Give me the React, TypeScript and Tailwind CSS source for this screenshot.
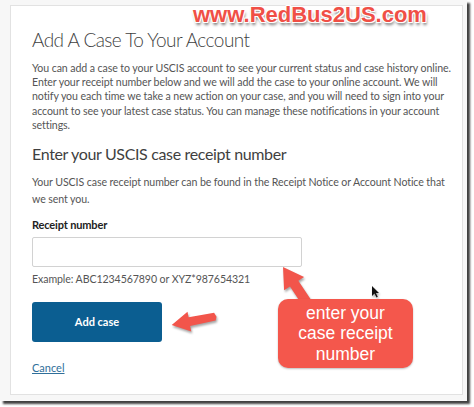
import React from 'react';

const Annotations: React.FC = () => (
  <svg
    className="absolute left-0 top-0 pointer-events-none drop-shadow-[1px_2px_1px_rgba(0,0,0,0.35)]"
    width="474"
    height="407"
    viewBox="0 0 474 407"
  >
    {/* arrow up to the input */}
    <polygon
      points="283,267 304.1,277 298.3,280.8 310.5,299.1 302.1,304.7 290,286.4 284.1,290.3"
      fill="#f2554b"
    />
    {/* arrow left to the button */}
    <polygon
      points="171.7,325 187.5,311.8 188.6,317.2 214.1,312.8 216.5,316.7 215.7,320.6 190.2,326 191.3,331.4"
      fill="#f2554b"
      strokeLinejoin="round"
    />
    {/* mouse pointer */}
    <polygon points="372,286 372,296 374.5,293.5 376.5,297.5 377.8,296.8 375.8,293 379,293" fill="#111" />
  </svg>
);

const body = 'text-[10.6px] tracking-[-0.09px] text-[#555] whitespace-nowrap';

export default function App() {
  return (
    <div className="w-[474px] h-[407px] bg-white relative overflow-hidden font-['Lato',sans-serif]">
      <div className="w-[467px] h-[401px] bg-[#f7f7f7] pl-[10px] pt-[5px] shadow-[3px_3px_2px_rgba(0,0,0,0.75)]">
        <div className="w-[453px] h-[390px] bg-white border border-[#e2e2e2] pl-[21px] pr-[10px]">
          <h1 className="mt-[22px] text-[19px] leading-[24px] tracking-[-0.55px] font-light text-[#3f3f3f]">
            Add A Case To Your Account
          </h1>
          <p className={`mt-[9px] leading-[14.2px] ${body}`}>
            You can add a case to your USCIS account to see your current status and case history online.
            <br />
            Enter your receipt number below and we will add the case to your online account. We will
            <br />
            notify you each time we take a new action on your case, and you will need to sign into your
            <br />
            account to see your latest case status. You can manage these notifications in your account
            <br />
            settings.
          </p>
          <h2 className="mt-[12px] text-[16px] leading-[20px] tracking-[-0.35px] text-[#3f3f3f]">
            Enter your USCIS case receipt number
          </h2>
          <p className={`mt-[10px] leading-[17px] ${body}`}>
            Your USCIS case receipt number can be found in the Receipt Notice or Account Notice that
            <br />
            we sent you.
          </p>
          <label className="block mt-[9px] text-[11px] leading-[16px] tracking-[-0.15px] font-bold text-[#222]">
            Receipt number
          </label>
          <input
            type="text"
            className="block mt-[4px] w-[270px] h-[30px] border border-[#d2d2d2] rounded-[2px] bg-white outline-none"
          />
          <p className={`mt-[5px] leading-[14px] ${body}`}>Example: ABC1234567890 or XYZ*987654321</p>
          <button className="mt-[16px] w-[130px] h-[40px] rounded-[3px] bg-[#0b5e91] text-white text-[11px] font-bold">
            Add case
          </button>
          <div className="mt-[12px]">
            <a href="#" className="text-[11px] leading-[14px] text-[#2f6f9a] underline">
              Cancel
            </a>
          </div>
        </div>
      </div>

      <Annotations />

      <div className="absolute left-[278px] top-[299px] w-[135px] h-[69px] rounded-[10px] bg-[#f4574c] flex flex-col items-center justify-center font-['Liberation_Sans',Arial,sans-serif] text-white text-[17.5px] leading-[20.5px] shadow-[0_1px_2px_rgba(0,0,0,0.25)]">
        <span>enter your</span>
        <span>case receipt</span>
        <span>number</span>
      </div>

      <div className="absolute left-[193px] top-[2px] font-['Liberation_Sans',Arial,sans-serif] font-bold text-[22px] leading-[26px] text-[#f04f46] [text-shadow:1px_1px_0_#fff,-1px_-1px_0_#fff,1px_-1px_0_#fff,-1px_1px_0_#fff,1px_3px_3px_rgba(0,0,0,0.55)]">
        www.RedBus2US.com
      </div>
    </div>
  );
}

# # #

**Directions:**
Repeat the data exactly in full, omitting its pictures.

**Full solution:**
Give me the React, TypeScript and Tailwind CSS source for this screenshot.
import React from 'react';

const Annotations: React.FC = () => (
  <svg
    className="absolute left-0 top-0 pointer-events-none drop-shadow-[1px_2px_1px_rgba(0,0,0,0.35)]"
    width="474"
    height="407"
    viewBox="0 0 474 407"
  >
    {/* arrow up to the input */}
    <polygon
      points="283,267 304.1,277 298.3,280.8 310.5,299.1 302.1,304.7 290,286.4 284.1,290.3"
      fill="#f2554b"
    />
    {/* arrow left to the button */}
    <polygon
      points="171.7,325 187.5,311.8 188.6,317.2 214.1,312.8 216.5,316.7 215.7,320.6 190.2,326 191.3,331.4"
      fill="#f2554b"
      strokeLinejoin="round"
    />
    {/* mouse pointer */}
    <polygon points="372,286 372,296 374.5,293.5 376.5,297.5 377.8,296.8 375.8,293 379,293" fill="#111" />
  </svg>
);

const body = 'text-[10.6px] tracking-[-0.09px] text-[#555] whitespace-nowrap';

export default function App() {
  return (
    <div className="w-[474px] h-[407px] bg-white relative overflow-hidden font-['Lato',sans-serif]">
      <div className="w-[467px] h-[401px] bg-[#f7f7f7] pl-[10px] pt-[5px] shadow-[3px_3px_2px_rgba(0,0,0,0.75)]">
        <div className="w-[453px] h-[390px] bg-white border border-[#e2e2e2] pl-[21px] pr-[10px]">
          <h1 className="mt-[22px] text-[19px] leading-[24px] tracking-[-0.55px] font-light text-[#3f3f3f]">
            Add A Case To Your Account
          </h1>
          <p className={`mt-[9px] leading-[14.2px] ${body}`}>
            You can add a case to your USCIS account to see your current status and case history online.
            <br />
            Enter your receipt number below and we will add the case to your online account. We will
            <br />
            notify you each time we take a new action on your case, and you will need to sign into your
            <br />
            account to see your latest case status. You can manage these notifications in your account
            <br />
            settings.
          </p>
          <h2 className="mt-[12px] text-[16px] leading-[20px] tracking-[-0.35px] text-[#3f3f3f]">
            Enter your USCIS case receipt number
          </h2>
          <p className={`mt-[10px] leading-[17px] ${body}`}>
            Your USCIS case receipt number can be found in the Receipt Notice or Account Notice that
            <br />
            we sent you.
          </p>
          <label className="block mt-[9px] text-[11px] leading-[16px] tracking-[-0.15px] font-bold text-[#222]">
            Receipt number
          </label>
          <input
            type="text"
            className="block mt-[4px] w-[270px] h-[30px] border border-[#d2d2d2] rounded-[2px] bg-white outline-none"
          />
          <p className={`mt-[5px] leading-[14px] ${body}`}>Example: ABC1234567890 or XYZ*987654321</p>
          <button className="mt-[16px] w-[130px] h-[40px] rounded-[3px] bg-[#0b5e91] text-white text-[11px] font-bold">
            Add case
          </button>
          <div className="mt-[12px]">
            <a href="#" className="text-[11px] leading-[14px] text-[#2f6f9a] underline">
              Cancel
            </a>
          </div>
        </div>
      </div>

      <Annotations />

      <div className="absolute left-[278px] top-[299px] w-[135px] h-[69px] rounded-[10px] bg-[#f4574c] flex flex-col items-center justify-center font-['Liberation_Sans',Arial,sans-serif] text-white text-[17.5px] leading-[20.5px] shadow-[0_1px_2px_rgba(0,0,0,0.25)]">
        <span>enter your</span>
        <span>case receipt</span>
        <span>number</span>
      </div>

      <div className="absolute left-[193px] top-[2px] font-['Liberation_Sans',Arial,sans-serif] font-bold text-[22px] leading-[26px] text-[#f04f46] [text-shadow:1px_1px_0_#fff,-1px_-1px_0_#fff,1px_-1px_0_#fff,-1px_1px_0_#fff,1px_3px_3px_rgba(0,0,0,0.55)]">
        www.RedBus2US.com
      </div>
    </div>
  );
}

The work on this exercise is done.